Mr. Ward replies: My object was not to trash anyone. Lee Considered represents, as I wrote, the case for the prosecution. But Lee’s next biographer will clearly have to respond to the charges it specifies.
Charles Royster should not be blamed for my error. I am sorry that my sloppy writing suggested that Jackson’s Valley Campaign somehow set the standard for savagery against civilians. It clearly did not—and Royster never claims it did. But Jackson’s enthusiasm for killing in what he believed to be a righteous cause seems indisputable. Even before the shooting began he was urging that, should Virginia be invaded, no prisoners be taken, and when, after Jackson had helped direct the slaughter of Union troops at Fredericksburg, a young officer asked him “What can we do?” about Federal looters, he responded, “Do? Why, shoot them.”

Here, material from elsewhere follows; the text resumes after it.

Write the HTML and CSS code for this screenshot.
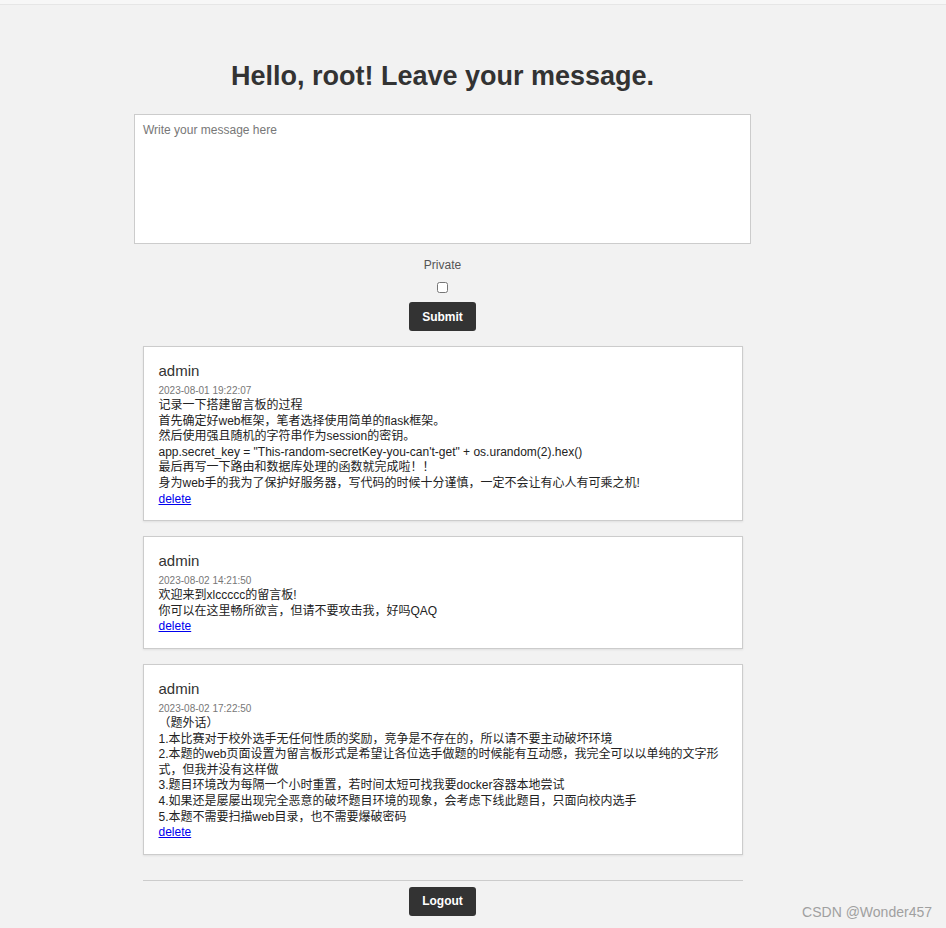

Mr. Rollins is right that Jackson never had the opportunity to make war on civilians, but I believe he is wrong about his lacking the “inclination.” In September 1862 Jackson urged an invasion of the North “to give them a taste of war.” And he later outlined to Gen. Gustavus W. Smith just what he had in mind: the Confederate army, he said, should “destroy individual establishments wherever we [find] them, break up the lines of interior commercial intercourse, close the coal mines, seize and, if necessary, destroy the manufactories and commerce of Philadelphia, and of other large cities within our reach;…subsist mainly on the country and making unrelenting war amidst their homes, force the people of the North to understand what it will cost them to hold the South in the Union at bayonet’s point.”